*** Available records

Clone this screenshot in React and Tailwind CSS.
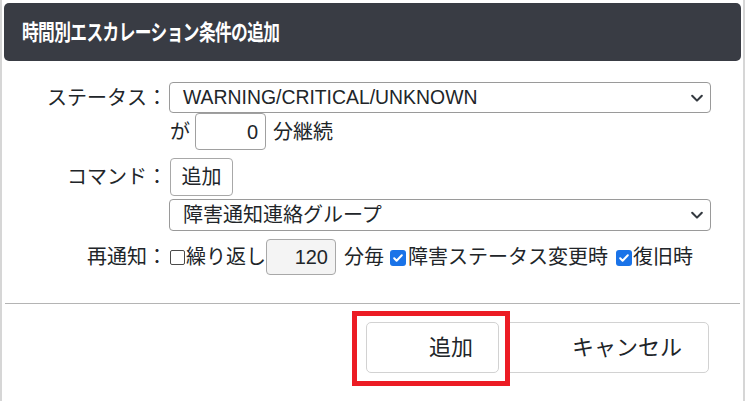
import React from "react";

const jp = { fontFamily: '"Liberation Sans", "Noto Sans CJK JP", sans-serif' };

function Chevron() {
  return (
    <svg width="14" height="14" viewBox="0 0 16 16" className="shrink-0">
      <path d="M2.5 5.5l5.5 5.5 5.5-5.5" fill="none" stroke="#343a40" strokeWidth="2.4" strokeLinecap="round" strokeLinejoin="round" />
    </svg>
  );
}

function Checked() {
  return (
    <span className="inline-flex h-[16px] w-[16px] shrink-0 items-center justify-center rounded-[3px] bg-[#1a73e8]">
      <svg width="12" height="12" viewBox="0 0 12 12">
        <path d="M2.2 6.3l2.4 2.4 5.2-5.4" fill="none" stroke="#fff" strokeWidth="2" strokeLinecap="round" strokeLinejoin="round" />
      </svg>
    </span>
  );
}

export default function App() {
  return (
    <div className="relative h-[401px] w-[745px] overflow-hidden bg-white text-[#212529]" style={jp}>
      <div className="h-full border-x-2 border-[#d6d6d6] px-[2px] pt-[3px]">
        <div className="flex h-[58px] items-center rounded-[5px] bg-[#393c44] pl-[18px]">
          <span className="origin-left scale-x-[0.76] whitespace-nowrap text-[22px] font-bold tracking-[-0.8px] text-white">時間別エスカレーション条件の追加</span>
        </div>

        <div className="mt-[21px] flex flex-col text-[20px] leading-none">
          <div className="flex items-start gap-[2px]">
            <div className="flex h-[31px] w-[163px] items-center justify-end">ステータス：</div>
            <div className="flex flex-col">
              <div className="flex h-[31px] w-[542px] items-center justify-between rounded-[4px] border border-[#9a9a9a] pl-[13px] pr-[6px]">
                <span className="text-[19.4px]">WARNING/CRITICAL/UNKNOWN</span>
                <Chevron />
              </div>
              <div className="ml-px flex h-[37px] items-center">
                <span>が</span>
                <div className="ml-[5px] flex h-[37px] w-[71px] items-center justify-end rounded-[4px] border border-[#a0a0a0] pr-[7px]">0</div>
                <span className="ml-[7px]">分継続</span>
              </div>
            </div>
          </div>

          <div className="mt-[8px] flex items-start gap-[2px]">
            <div className="flex h-[38px] w-[163px] items-center justify-end">コマンド：</div>
            <div className="flex flex-col">
              <div className="ml-px flex h-[38px] w-[63px] items-center justify-center rounded-[4px] border border-[#a8a8a8]">追加</div>
              <div className="mt-[3px] flex h-[32px] w-[542px] items-center justify-between rounded-[4px] border border-[#9a9a9a] pl-[13px] pr-[6px]">
                <span>障害通知連絡グループ</span>
                <Chevron />
              </div>
            </div>
          </div>

          <div className="mt-[8px] flex items-center gap-[2px]">
            <div className="flex h-[36px] w-[163px] items-center justify-end">再通知：</div>
            <div className="ml-px flex items-center">
              <span className="h-[15px] w-[15px] shrink-0 rounded-[2px] border-[1.5px] border-[#4a4a4a]" />
              <span className="ml-[1px]">繰り返し</span>
              <div className="flex h-[36px] w-[70px] items-center justify-end rounded-[4px] border border-[#a8a8a8] bg-[#f4f4f4] pr-[7px]">120</div>
              <span className="ml-[8px]">分毎</span>
              <span className="ml-[6px]"><Checked /></span>
              <span className="ml-[2px]">障害ステータス変更時</span>
              <span className="ml-[8px]"><Checked /></span>
              <span className="ml-px">復旧時</span>
            </div>
          </div>
        </div>

        <div className="mx-[1px] mt-[28px] h-px bg-[#b4b4b4]" />

        <div className="mt-[18px] flex justify-end gap-[6px] pr-[32px] text-[22px] leading-none">
          <div className="flex h-[51px] w-[133px] items-center rounded-[5px] border border-[#d2d2d2] pl-[62px]">追加</div>
          <div className="flex h-[51px] w-[204px] items-center rounded-[5px] border border-[#d2d2d2] pl-[66px]">キャンセル</div>
        </div>
      </div>

      <div className="absolute left-[352px] top-[311px] h-[75px] w-[158px] border-[5px] border-[#ec1c24]" />
    </div>
  );
}
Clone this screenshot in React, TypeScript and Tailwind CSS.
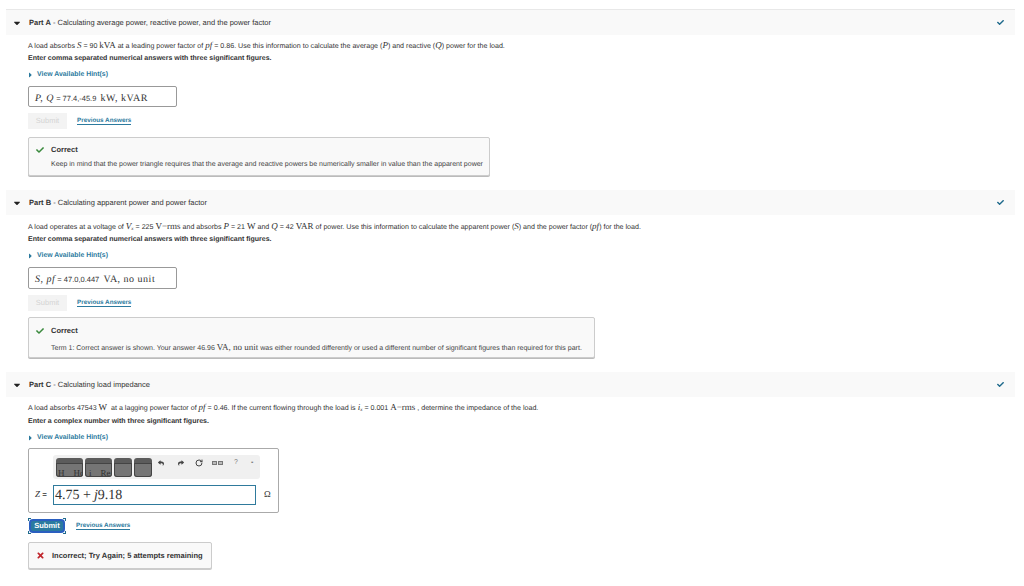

******

▸ **Problem requirements**:
Pictures are to be left out; repeat all the remaining data exactly.

▸ **Answer to the problem**:
Clone this screenshot in React and Tailwind CSS.
import React from "react";

const jp = { fontFamily: '"Liberation Sans", "Noto Sans CJK JP", sans-serif' };

function Chevron() {
  return (
    <svg width="14" height="14" viewBox="0 0 16 16" className="shrink-0">
      <path d="M2.5 5.5l5.5 5.5 5.5-5.5" fill="none" stroke="#343a40" strokeWidth="2.4" strokeLinecap="round" strokeLinejoin="round" />
    </svg>
  );
}

function Checked() {
  return (
    <span className="inline-flex h-[16px] w-[16px] shrink-0 items-center justify-center rounded-[3px] bg-[#1a73e8]">
      <svg width="12" height="12" viewBox="0 0 12 12">
        <path d="M2.2 6.3l2.4 2.4 5.2-5.4" fill="none" stroke="#fff" strokeWidth="2" strokeLinecap="round" strokeLinejoin="round" />
      </svg>
    </span>
  );
}

export default function App() {
  return (
    <div className="relative h-[401px] w-[745px] overflow-hidden bg-white text-[#212529]" style={jp}>
      <div className="h-full border-x-2 border-[#d6d6d6] px-[2px] pt-[3px]">
        <div className="flex h-[58px] items-center rounded-[5px] bg-[#393c44] pl-[18px]">
          <span className="origin-left scale-x-[0.76] whitespace-nowrap text-[22px] font-bold tracking-[-0.8px] text-white">時間別エスカレーション条件の追加</span>
        </div>

        <div className="mt-[21px] flex flex-col text-[20px] leading-none">
          <div className="flex items-start gap-[2px]">
            <div className="flex h-[31px] w-[163px] items-center justify-end">ステータス：</div>
            <div className="flex flex-col">
              <div className="flex h-[31px] w-[542px] items-center justify-between rounded-[4px] border border-[#9a9a9a] pl-[13px] pr-[6px]">
                <span className="text-[19.4px]">WARNING/CRITICAL/UNKNOWN</span>
                <Chevron />
              </div>
              <div className="ml-px flex h-[37px] items-center">
                <span>が</span>
                <div className="ml-[5px] flex h-[37px] w-[71px] items-center justify-end rounded-[4px] border border-[#a0a0a0] pr-[7px]">0</div>
                <span className="ml-[7px]">分継続</span>
              </div>
            </div>
          </div>

          <div className="mt-[8px] flex items-start gap-[2px]">
            <div className="flex h-[38px] w-[163px] items-center justify-end">コマンド：</div>
            <div className="flex flex-col">
              <div className="ml-px flex h-[38px] w-[63px] items-center justify-center rounded-[4px] border border-[#a8a8a8]">追加</div>
              <div className="mt-[3px] flex h-[32px] w-[542px] items-center justify-between rounded-[4px] border border-[#9a9a9a] pl-[13px] pr-[6px]">
                <span>障害通知連絡グループ</span>
                <Chevron />
              </div>
            </div>
          </div>

          <div className="mt-[8px] flex items-center gap-[2px]">
            <div className="flex h-[36px] w-[163px] items-center justify-end">再通知：</div>
            <div className="ml-px flex items-center">
              <span className="h-[15px] w-[15px] shrink-0 rounded-[2px] border-[1.5px] border-[#4a4a4a]" />
              <span className="ml-[1px]">繰り返し</span>
              <div className="flex h-[36px] w-[70px] items-center justify-end rounded-[4px] border border-[#a8a8a8] bg-[#f4f4f4] pr-[7px]">120</div>
              <span className="ml-[8px]">分毎</span>
              <span className="ml-[6px]"><Checked /></span>
              <span className="ml-[2px]">障害ステータス変更時</span>
              <span className="ml-[8px]"><Checked /></span>
              <span className="ml-px">復旧時</span>
            </div>
          </div>
        </div>

        <div className="mx-[1px] mt-[28px] h-px bg-[#b4b4b4]" />

        <div className="mt-[18px] flex justify-end gap-[6px] pr-[32px] text-[22px] leading-none">
          <div className="flex h-[51px] w-[133px] items-center rounded-[5px] border border-[#d2d2d2] pl-[62px]">追加</div>
          <div className="flex h-[51px] w-[204px] items-center rounded-[5px] border border-[#d2d2d2] pl-[66px]">キャンセル</div>
        </div>
      </div>

      <div className="absolute left-[352px] top-[311px] h-[75px] w-[158px] border-[5px] border-[#ec1c24]" />
    </div>
  );
}
Clone this screenshot in React, TypeScript and Tailwind CSS.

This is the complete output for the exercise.